Jessica has just come home from her father’s house, and I have already had her lecture on my terrible eating habits (“I made you a menu,” she has informed me. “Why did you eat popcorn and cookies all week?”) and already she has drawn up a new menu full of healthful foods and we have gone to the grocery store to lay in the ingredients. She will make me follow the menu all week, even on those days when I want to order out for pizza. And then she will smile and say, “It is a good thing you have me,” which is very very true, although not without its drawbacks.
When Jessica is with her father, or even at school during the day, I am very good at compartmentalizing my life, and not letting the messy parts spill over, except for sometimes. Long experience has taught me how not to dwell in the places that scare me all the time, but Jessica has not yet mastered this skill, and so to be in her presence is like entering a Faulkner novel, all stream-of-consciousness chaos from which one must try to extract a coherent narrative.
She sits next to me on the soft green sofa and tells me about her day at school: “We learned about the formation of the earth in science class today.”
“Ah. Like the crust and volcanoes and such?”
She beams at me, like I am a good student. “Exactly like that. I do not know why I have to have surgery again.”
Just like that, out of nowhere, although not exactly out of nowhere. Wait, I want to say. It’s not Tuesday at 6 p.m., which is when I have set aside some time to be upset over the situation. Can’t it wait till then? But of course it can’t.
“Well,” I tell her. “You know how your doctor talked about your disease? It’s not stable anymore, and it’s getting worse.”
“I know,” she says. “Do you think we can read more of The Silmarillion tonight?”
This was one of the bigger mistakes of my life. Hey, if The Lord of the Rings trilogy engaged her, what about some more Tolkien? I should have actually considered what I was getting myself into. A more hopelessly convoluted tangle of purple prose I have never encountered in my life, and she will call upon me to explain what it means, and frankly I don’t know.
“Yes,” I say bravely, “we sure can.”
“Good. Do you remember where we left off?”
“Yes, I do. And we have a bookmark.”
“Good. Tell me about the anesthesia again.”
She’s heard about the anesthesia a thousand times. She’s experienced the anesthesia a thousand times. But I tell her anyway, and soon the anxiety is gnawing at my bones again, even though it is not Tuesday at 6 p.m., and I can only imagine what the anxiety is doing to her.

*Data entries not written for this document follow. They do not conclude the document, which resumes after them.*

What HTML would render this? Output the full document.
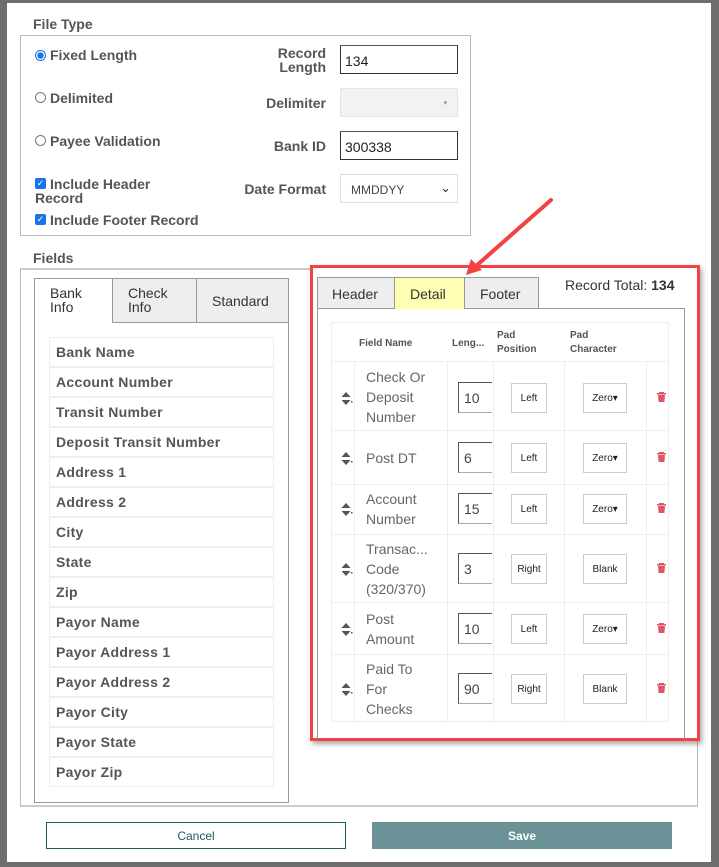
<!DOCTYPE html>
<html><head><meta charset="utf-8"><style>
*{box-sizing:border-box;margin:0;padding:0}
body{width:719px;height:867px;background:#6e6e6e;font-family:"Liberation Sans",sans-serif;position:relative;overflow:hidden;color:#555}
.a{position:absolute}
.modal{left:7px;top:3px;width:704px;height:859px;background:#fff}
.h{font-weight:bold;font-size:14px;color:#555}
.lb{font-weight:bold;font-size:14px;color:#555;line-height:14px}
.rl{text-align:right;width:130px;left:196px}
.inp{border:1px solid #333;border-top-color:#555;background:#fff;font-size:14px;color:#222;padding:7px 0 0 4px}
.radio{width:11px;height:11px;border:1px solid #777;border-radius:50%;background:#fff}
.cb{width:11px;height:11px;background:#1a73e8;border-radius:2px;color:#fff;font-size:9px;line-height:11px;text-align:center}
.tab{border:1px solid #999;background:#eee;font-size:14px;color:#333}
.row{left:49px;width:225px;height:30px;border:1px solid #eee;font-weight:bold;font-size:14px;letter-spacing:.3px;color:#555;padding:6px 0 0 6px}
.fn{font-size:14px;color:#666;line-height:20px}
.sm{border:1px solid #ccc;font-size:10px;color:#222;text-align:center;background:#fff}
.li{border:1px solid #555;border-right:none;border-bottom-color:#aaa;font-size:14px;color:#444;padding:7px 0 0 5px;background:#fff}
</style></head><body>
<div class="a modal"></div>
<div class="a h" style="left:33px;top:16px">File Type</div>
<div class="a" style="left:20px;top:35px;width:451px;height:201px;border:1px solid #bbb"></div>
<div class="a radio" style="left:35px;top:50px;border-color:#1a73e8;background:radial-gradient(#1a73e8 45%,#fff 55%)"></div>
<div class="a lb" style="left:50px;top:48px">Fixed Length</div>
<div class="a radio" style="left:35px;top:92px"></div>
<div class="a lb" style="left:50px;top:91px">Delimited</div>
<div class="a radio" style="left:35px;top:135px"></div>
<div class="a lb" style="left:50px;top:134px">Payee Validation</div>
<div class="a cb" style="left:35px;top:178px">✓</div>
<div class="a lb" style="left:35px;top:177px;width:160px;text-indent:15px">Include Header Record</div>
<div class="a cb" style="left:35px;top:214px">✓</div>
<div class="a lb" style="left:50px;top:213px">Include Footer Record</div>
<div class="a lb rl" style="top:46px">Record<br>Length</div>
<div class="a lb rl" style="top:96px">Delimiter</div>
<div class="a lb rl" style="top:139px">Bank ID</div>
<div class="a lb rl" style="top:182px">Date Format</div>
<div class="a inp" style="left:340px;top:45px;width:118px;height:29px">134</div>
<div class="a" style="left:340px;top:88px;width:118px;height:29px;background:#f2f2f2;border:1px solid #e4e4e4"><span class="a" style="right:10px;top:10px;font-size:7px;color:#888">▾</span></div>
<div class="a inp" style="left:340px;top:131px;width:118px;height:29px">300338</div>
<div class="a" style="left:340px;top:174px;width:118px;height:29px;border:1px solid #ddd;font-size:12px;color:#444;padding:8px 0 0 10px">MMDDYY<span class="a" style="right:6px;top:5px;font-size:13px;color:#333">⌄</span></div>

<div class="a h" style="left:33px;top:250px">Fields</div>
<div class="a" style="left:20px;top:268px;width:678px;height:539px;border:1px solid #bbb;border-top:2px solid #ccc;border-bottom:2px solid #ccc"></div>
<div class="a" style="left:34px;top:278px;width:255px;height:525px;border:1px solid #999"></div>
<div class="a" style="left:34px;top:278px;width:79px;height:45px;background:#fff;border:1px solid #999;border-bottom:none;font-size:14px;color:#333;padding:7px 0 0 15px;line-height:14px">Bank<br>Info</div>
<div class="a tab" style="left:112px;top:278px;width:85px;height:45px;padding:7px 0 0 15px;line-height:14px">Check<br>Info</div>
<div class="a tab" style="left:196px;top:278px;width:93px;height:45px;padding:14px 0 0 15px">Standard</div>
<div class="a" style="left:112px;top:322px;width:177px;height:1px;background:#999"></div>
<div class="a row" style="top:337px">Bank Name</div>
<div class="a row" style="top:367px">Account Number</div>
<div class="a row" style="top:397px">Transit Number</div>
<div class="a row" style="top:427px">Deposit Transit Number</div>
<div class="a row" style="top:457px">Address 1</div>
<div class="a row" style="top:487px">Address 2</div>
<div class="a row" style="top:517px">City</div>
<div class="a row" style="top:547px">State</div>
<div class="a row" style="top:577px">Zip</div>
<div class="a row" style="top:607px">Payor Name</div>
<div class="a row" style="top:637px">Payor Address 1</div>
<div class="a row" style="top:667px">Payor Address 2</div>
<div class="a row" style="top:697px">Payor City</div>
<div class="a row" style="top:727px">Payor State</div>
<div class="a row" style="top:757px">Payor Zip</div>

<div class="a" style="left:310px;top:265px;width:390px;height:476px;border:3px solid #f04444;box-shadow:2px 3px 5px rgba(0,0,0,.35);background:#fff"></div>
<div class="a" style="left:317px;top:308px;width:368px;height:431px;border:1px solid #999;border-bottom:none"></div>
<div class="a tab" style="left:317px;top:277px;width:78px;height:32px;padding:8px 0 0 14px">Header</div>
<div class="a tab" style="left:394px;top:277px;width:71px;height:32px;padding:8px 0 0 15px;background:#ffffb3;border-bottom:none">Detail</div>
<div class="a tab" style="left:464px;top:277px;width:75px;height:32px;padding:8px 0 0 15px">Footer</div>
<div class="a" style="left:565px;top:277px;font-size:14px;color:#333">Record Total: <b>134</b></div>

<div class="a" style="left:331px;top:322px;width:338px;height:400px;border:1px solid #eee"></div>
<div class="a" style="left:331px;top:361px;width:338px;height:1px;background:#eee"></div>
<div class="a lb" style="left:359px;top:337px;font-size:10px">Field Name</div>
<div class="a lb" style="left:452px;top:337px;font-size:10px">Leng...</div>
<div class="a lb" style="left:497px;top:329px;font-size:10px">Pad<br>Position</div>
<div class="a lb" style="left:570px;top:329px;font-size:10px">Pad<br>Character</div>

<div class="a" style="left:354px;top:362px;width:1px;height:360px;background:#eee"></div>
<div class="a" style="left:447px;top:362px;width:1px;height:360px;background:#eee"></div>
<div class="a" style="left:493px;top:362px;width:1px;height:360px;background:#eee"></div>
<div class="a" style="left:564px;top:362px;width:1px;height:360px;background:#eee"></div>
<div class="a" style="left:646px;top:362px;width:1px;height:360px;background:#eee"></div>

<div class="a" style="left:331px;top:430px;width:338px;height:1px;background:#eee"></div>
<div class="a" style="left:331px;top:484px;width:338px;height:1px;background:#eee"></div>
<div class="a" style="left:331px;top:534px;width:338px;height:1px;background:#eee"></div>
<div class="a" style="left:331px;top:602px;width:338px;height:1px;background:#eee"></div>
<div class="a" style="left:331px;top:654px;width:338px;height:1px;background:#eee"></div>

<div class="a fn" style="left:366px;top:367px">Check Or<br>Deposit<br>Number</div>
<div class="a fn" style="left:366px;top:448px">Post DT</div>
<div class="a fn" style="left:366px;top:489px">Account<br>Number</div>
<div class="a fn" style="left:366px;top:539px">Transac...<br>Code<br>(320/370)</div>
<div class="a fn" style="left:366px;top:609px">Post<br>Amount</div>
<div class="a fn" style="left:366px;top:659px">Paid To<br>For<br>Checks</div>

<div class="a li" style="left:458px;top:382px;width:34px;height:31px">10</div>
<div class="a li" style="left:458px;top:442px;width:34px;height:31px">6</div>
<div class="a li" style="left:458px;top:493px;width:34px;height:31px">15</div>
<div class="a li" style="left:458px;top:553px;width:34px;height:31px">3</div>
<div class="a li" style="left:458px;top:613px;width:34px;height:31px">10</div>
<div class="a li" style="left:458px;top:673px;width:34px;height:31px">90</div>

<div class="a sm" style="left:511px;top:383px;width:36px;height:30px;padding-top:9px">Left</div>
<div class="a sm" style="left:511px;top:443px;width:36px;height:30px;padding-top:9px">Left</div>
<div class="a sm" style="left:511px;top:494px;width:36px;height:30px;padding-top:9px">Left</div>
<div class="a sm" style="left:511px;top:554px;width:36px;height:30px;padding-top:9px">Right</div>
<div class="a sm" style="left:511px;top:614px;width:36px;height:30px;padding-top:9px">Left</div>
<div class="a sm" style="left:511px;top:674px;width:36px;height:30px;padding-top:9px">Right</div>

<div class="a sm" style="left:583px;top:383px;width:44px;height:30px;padding-top:9px">Zero▾</div>
<div class="a sm" style="left:583px;top:443px;width:44px;height:30px;padding-top:9px">Zero▾</div>
<div class="a sm" style="left:583px;top:494px;width:44px;height:30px;padding-top:9px">Zero▾</div>
<div class="a sm" style="left:583px;top:554px;width:44px;height:30px;padding-top:9px">Blank</div>
<div class="a sm" style="left:583px;top:614px;width:44px;height:30px;padding-top:9px">Zero▾</div>
<div class="a sm" style="left:583px;top:674px;width:44px;height:30px;padding-top:9px">Blank</div>

<svg class="a" style="left:0;top:0" width="719" height="867">
<defs><g id="ar"><path d="M341.5 -1l4.5 -5 4.5 5zM341.5 2l4.5 5 4.5-5z"/><rect x="351" y="3" width="1.5" height="1.5"/></g></defs>
<g fill="#555">
<use href="#ar" y="398"/><use href="#ar" y="458"/><use href="#ar" y="509"/>
<use href="#ar" y="569"/><use href="#ar" y="629"/><use href="#ar" y="689"/>
</g>
<g fill="#e05566">
<path d="M657 393h9v1.5h-9zM659 392h5v1h-5zM658 395h7l-.6 7h-5.8z"/>
<path d="M657 453h9v1.5h-9zM659 452h5v1h-5zM658 455h7l-.6 7h-5.8z"/>
<path d="M657 504h9v1.5h-9zM659 503h5v1h-5zM658 506h7l-.6 7h-5.8z"/>
<path d="M657 564h9v1.5h-9zM659 563h5v1h-5zM658 566h7l-.6 7h-5.8z"/>
<path d="M657 624h9v1.5h-9zM659 623h5v1h-5zM658 626h7l-.6 7h-5.8z"/>
<path d="M657 684h9v1.5h-9zM659 683h5v1h-5zM658 686h7l-.6 7h-5.8z"/>
</g>
<line x1="551" y1="200" x2="476" y2="266" stroke="#f04444" stroke-width="4" stroke-linecap="round"/>
<path d="M466 275l5-16 11 11z" fill="#f04444"/>
</svg>

<div class="a" style="left:46px;top:822px;width:300px;height:27px;border:1px solid #1e5a5f;color:#1e5a5f;font-size:12px;text-align:center;padding-top:6px">Cancel</div>
<div class="a" style="left:372px;top:822px;width:300px;height:27px;background:#6b9297;color:#fff;font-weight:bold;font-size:12px;text-align:center;padding-top:7px">Save</div>
</body></html>
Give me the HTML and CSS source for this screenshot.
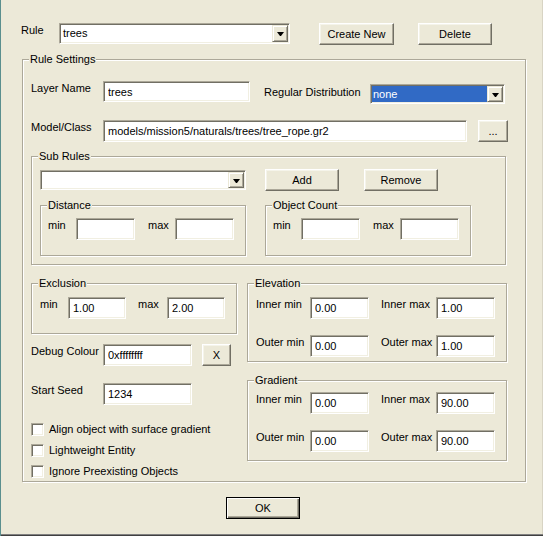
FILE: index.html
```html
<!DOCTYPE html>
<html>
<head>
<meta charset="utf-8">
<link rel="stylesheet" href="styles.css">
</head>
<body>
<div class="dialog">
  <div class="row top-row">
    <label class="lbl lbl-rule">Rule</label>
    <div class="combo combo-rule"><span class="combo-val">trees</span><span class="drop"><span class="tri"></span></span></div>
    <button class="btn btn-create">Create New</button>
    <button class="btn btn-delete">Delete</button>
  </div>

  <fieldset class="group g-settings">
    <legend>Rule Settings</legend>
    <div class="settings-body">
      <div class="row layer-row">
        <label class="lbl lbl-w72">Layer Name</label>
        <input class="edit edit-layer" type="text" value="trees">
        <label class="lbl lbl-dist">Regular Distribution</label>
        <div class="combo combo-dist"><span class="combo-val sel">none</span><span class="drop"><span class="tri"></span></span></div>
      </div>

      <div class="row model-row">
        <label class="lbl lbl-w72">Model/Class</label>
        <input class="edit edit-model" type="text" value="models/mission5/naturals/trees/tree_rope.gr2">
        <button class="btn btn-browse">...</button>
      </div>

      <fieldset class="group g-sub">
        <legend>Sub Rules</legend>
        <div class="sub-body">
          <div class="row sub-row">
            <div class="combo combo-sub"><span class="combo-val"></span><span class="drop"><span class="tri"></span></span></div>
            <button class="btn btn-add">Add</button>
            <button class="btn btn-remove">Remove</button>
          </div>
          <div class="row minmax-groups">
            <fieldset class="group g-small">
              <legend>Distance</legend>
              <div class="small-body">
                <div class="row">
                  <label class="lbl lbl-min">min</label>
                  <input class="edit edit-small" type="text" value="">
                  <label class="lbl lbl-max">max</label>
                  <input class="edit edit-small" type="text" value="">
                </div>
              </div>
            </fieldset>
            <fieldset class="group g-small g-count">
              <legend>Object Count</legend>
              <div class="small-body">
                <div class="row">
                  <label class="lbl lbl-min">min</label>
                  <input class="edit edit-small" type="text" value="">
                  <label class="lbl lbl-max">max</label>
                  <input class="edit edit-small" type="text" value="">
                </div>
              </div>
            </fieldset>
          </div>
        </div>
      </fieldset>

      <div class="columns">
        <div class="col-left">
          <fieldset class="group g-excl">
            <legend>Exclusion</legend>
            <div class="excl-body">
              <div class="row">
                <label class="lbl lbl-emin">min</label>
                <input class="edit edit-excl" type="text" value="1.00">
                <label class="lbl lbl-emax">max</label>
                <input class="edit edit-excl" type="text" value="2.00">
              </div>
            </div>
          </fieldset>

          <div class="row debug-row">
            <label class="lbl lbl-w72">Debug Colour</label>
            <input class="edit edit-short" type="text" value="0xffffffff">
            <button class="btn btn-x">X</button>
          </div>

          <div class="row seed-row">
            <label class="lbl lbl-w72">Start Seed</label>
            <input class="edit edit-short" type="text" value="1234">
          </div>

          <div class="checks">
            <label class="check"><input type="checkbox" class="cb"><span>Align object with surface gradient</span></label>
            <label class="check"><input type="checkbox" class="cb"><span>Lightweight Entity</span></label>
            <label class="check"><input type="checkbox" class="cb"><span>Ignore Preexisting Objects</span></label>
          </div>
        </div>

        <div class="col-right">
          <fieldset class="group g-range g-elev">
            <legend>Elevation</legend>
            <div class="range-body elev-body">
              <div class="row">
                <label class="lbl lbl-imin">Inner min</label>
                <input class="edit edit-range" type="text" value="0.00">
                <label class="lbl lbl-imax">Inner max</label>
                <input class="edit edit-range" type="text" value="1.00">
              </div>
              <div class="row outer-row">
                <label class="lbl lbl-imin">Outer min</label>
                <input class="edit edit-range" type="text" value="0.00">
                <label class="lbl lbl-imax">Outer max</label>
                <input class="edit edit-range" type="text" value="1.00">
              </div>
            </div>
          </fieldset>

          <fieldset class="group g-range g-grad">
            <legend>Gradient</legend>
            <div class="range-body grad-body">
              <div class="row">
                <label class="lbl lbl-imin">Inner min</label>
                <input class="edit edit-range" type="text" value="0.00">
                <label class="lbl lbl-imax">Inner max</label>
                <input class="edit edit-range" type="text" value="90.00">
              </div>
              <div class="row outer-row">
                <label class="lbl lbl-imin">Outer min</label>
                <input class="edit edit-range" type="text" value="0.00">
                <label class="lbl lbl-imax">Outer max</label>
                <input class="edit edit-range" type="text" value="90.00">
              </div>
            </div>
          </fieldset>
        </div>
      </div>
    </div>
  </fieldset>

  <div class="ok-row">
    <button class="btn btn-ok">OK</button>
  </div>
</div>
</body>
</html>
```

FILE: styles.css
```css
html, body {
  margin: 0;
  padding: 0;
  background: #ECE9D8;
}

body {
  font-family: "Liberation Sans", Arial, sans-serif;
  font-size: 11px;
  line-height: 13px;
  color: #000;
}

.dialog {
  width: 543px;
  height: 536px;
  box-sizing: border-box;
  padding: 23px 0 0 20px;
  border-left: 1px solid #5a8f8e;
  background: #ECE9D8;
  box-shadow: inset 0 -1px 0 #404040, inset 0 -2px 0 #808080, inset -1px 0 0 #d8d4c4;
}

.row {
  display: flex;
  align-items: flex-start;
}

.lbl {
  display: block;
  flex: none;
  white-space: nowrap;
  margin-top: 1px;
}

/* ---------- top row ---------- */
.top-row { height: 22px; }
.lbl-rule { width: 38px; }

/* ---------- combo boxes ---------- */
.combo {
  display: flex;
  flex: none;
  box-sizing: border-box;
  padding: 1px;
  background: #fff;
  border: 1px solid;
  border-color: #ACA899 #fff #fff #ACA899;
  box-shadow: inset 1px 1px 0 #716F64, inset -1px -1px 0 #F1EFE2;
}

.combo-val {
  flex: 1;
  display: flex;
  align-items: center;
  padding-left: 2px;
  white-space: nowrap;
}

.combo-val.sel {
  background: #316AC5;
  color: #fff;
  padding-left: 1px;
}

.drop {
  flex: none;
  width: 16px;
  box-sizing: border-box;
  display: flex;
  align-items: center;
  justify-content: center;
  background: #ECE9D8;
  border: 1px solid;
  border-color: #ECE9D8 #716F64 #716F64 #ECE9D8;
  box-shadow: inset 1px 1px 0 #fff, inset -1px -1px 0 #ACA899;
}

.tri {
  width: 1px;
  height: 0;
  border-top: 4px solid #000;
  border-left: 3px solid transparent;
  border-right: 3px solid transparent;
  margin-top: 1px;
}

.combo-rule { width: 231px; height: 21px; }
.combo-dist { width: 135px; height: 20px; margin-top: 3px; }
.combo-sub { width: 206px; height: 20px; margin-top: 1px; }

/* ---------- buttons ---------- */
.btn {
  flex: none;
  box-sizing: border-box;
  height: 22px;
  margin: 0;
  padding: 0;
  font: inherit;
  color: #000;
  background: #ECE9D8;
  border: 1px solid;
  border-color: #fff #716F64 #716F64 #fff;
  box-shadow: inset -1px -1px 0 #ACA899, inset 1px 1px 0 #F5F4EA;
  text-align: center;
  cursor: default;
}

.btn-create { width: 75px; margin-left: 29px; }
.btn-delete { width: 74px; margin-left: 24px; }
.btn-browse { width: 30px; margin-left: 11px; }
.btn-add { width: 74px; margin-left: 19px; }
.btn-remove { width: 74px; margin-left: 25px; }
.btn-x { width: 29px; margin-left: 10px; }

.btn-ok {
  width: 74px;
  border: 1px solid #000;
  box-shadow: inset 1px 1px 0 #fff, inset -1px -1px 0 #716F64, inset -2px -2px 0 #ACA899;
}

/* ---------- edits ---------- */
.edit {
  flex: none;
  box-sizing: border-box;
  height: 22px;
  margin: 0;
  padding: 0 0 0 4px;
  font: inherit;
  color: #000;
  background: #fff;
  border: 1px solid;
  border-color: #ACA899 #fff #fff #ACA899;
  box-shadow: inset 1px 1px 0 #716F64, inset -1px -1px 0 #F1EFE2;
  outline: none;
}

/* ---------- group boxes ---------- */
.group {
  box-sizing: border-box;
  margin: 0;
  padding: 0;
  min-inline-size: 0;
  border: 1px solid #ACA899;
  box-shadow: inset 1px 1px 0 #fff, 1px 1px 0 #fff;
}

.group > legend {
  margin-left: 6px;
  padding: 0 1px;
  line-height: 13px;
  background: #ECE9D8;
}

/* Rule Settings */
.g-settings {
  width: 504px;
  margin: 8px 0 0 1px;
}

.settings-body {
  padding: 15px 0 3px 8px;
}

.lbl-w72 { width: 72px; }

.layer-row { height: 23px; }
.edit-layer { width: 147px; height: 21px; }
.lbl-dist { width: 106px; margin-left: 14px; margin-top: 5px; }

.model-row { margin-top: 16px; }
.edit-model { width: 364px; }

/* Sub Rules */
.g-sub {
  width: 475px;
  margin-top: 8px;
}

.sub-body {
  padding: 6px 0 8px 8px;
}

.minmax-groups {
  margin-top: 8px;
}

.g-small { width: 206px; }
.g-count { margin-left: 19px; }

.small-body {
  padding: 6px 0 15px 7px;
}

.lbl-min { width: 28px; }
.lbl-max { width: 27px; margin-left: 13px; }
.edit-small { width: 59px; }

/* two columns */
.columns {
  display: flex;
  align-items: flex-start;
  margin-top: 12px;
}

.col-left { width: 206px; flex: none; }
.col-right { width: 260px; flex: none; margin-left: 10px; }

/* Exclusion */
.g-excl { width: 206px; }
.excl-body { padding: 7px 0 14px 8px; }
.lbl-emin { width: 28px; }
.lbl-emax { width: 29px; margin-left: 12px; }
.edit-excl { width: 58px; }

.debug-row { margin-top: 10px; }
.seed-row { margin-top: 17px; }
.edit-short { width: 89px; }

/* checkboxes */
.checks {
  margin-top: 18px;
  display: flex;
  flex-direction: column;
  gap: 8px;
}

.check {
  display: flex;
  align-items: flex-start;
  height: 13px;
  white-space: nowrap;
}

.cb {
  appearance: none;
  -webkit-appearance: none;
  flex: none;
  width: 13px;
  height: 13px;
  margin: 0 5px 0 0;
  box-sizing: border-box;
  background: #fff;
  border: 1px solid;
  border-color: #ACA899 #fff #fff #ACA899;
  box-shadow: inset 1px 1px 0 #716F64, inset -1px -1px 0 #F1EFE2;
}

/* Elevation / Gradient */
.g-range { width: 260px; }
.g-grad { margin-top: 12px; }

.range-body { padding-left: 8px; }
.elev-body { padding-top: 7px; padding-bottom: 4px; }
.grad-body { padding-top: 5px; padding-bottom: 8px; }

.outer-row { margin-top: 16px; }
.lbl-imin { width: 54px; }
.lbl-imax { width: 55px; margin-left: 12px; }
.edit-range { width: 59px; }

/* OK */
.ok-row {
  display: flex;
  margin-top: 15px;
  padding-left: 205px;
}
```
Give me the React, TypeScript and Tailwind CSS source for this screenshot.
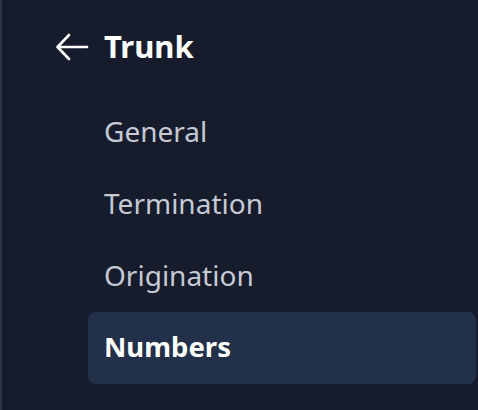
import React from "react";

export default function App() {
  const items = ["General", "Termination", "Origination", "Numbers"];
  return (
    <div
      className="h-[410px] w-[478px] overflow-hidden bg-[#161c2c] border-l-2 border-[#2e3443]"
      style={{ fontFamily: '"Noto Sans", sans-serif' }}
    >
      <div className="flex items-center h-[96px] pl-[53px] pb-[3px]">
        <svg width="34" height="30" viewBox="0 0 34 30" fill="none" stroke="white" strokeWidth="2.6" strokeLinecap="round" strokeLinejoin="round">
          <path d="M32 15H3" />
          <path d="M14 3L2.5 15L14 27" />
        </svg>
        <span className="ml-[15px] text-[31px] font-bold text-white leading-none">Trunk</span>
      </div>
      <div className="flex flex-col pl-[86px] pr-[2px]">
        {items.map((it) => {
          const active = it === "Numbers";
          return (
            <div
              key={it}
              className={
                "h-[72px] flex items-center px-4 pb-[3px] rounded-lg " +
                (active ? "bg-[#22304a] text-white font-bold text-[27.5px]" : "text-[#c5cad5] text-[28px]")
              }
            >
              {it}
            </div>
          );
        })}
      </div>
    </div>
  );
}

I answer her questions in a matter-of-fact way, and I divert and distract and entertain, and the day looms closer, so very soon now, just a few days more. And then there will be the tense and awful waiting room for me, crossword puzzles and mechanical pencils, and her father’s pale presence as he works his smartphone. For her there will be the fever pitch of anxiety in the morning and then the welcome sleep and if all goes well, if all goes perfectly, the long road of recovery and more questions not at 6 p.m. on Tuesdays. And then, maybe, for a little while, a reprieve. Enough to lay in supplies for the next long siege, enough to give us hope.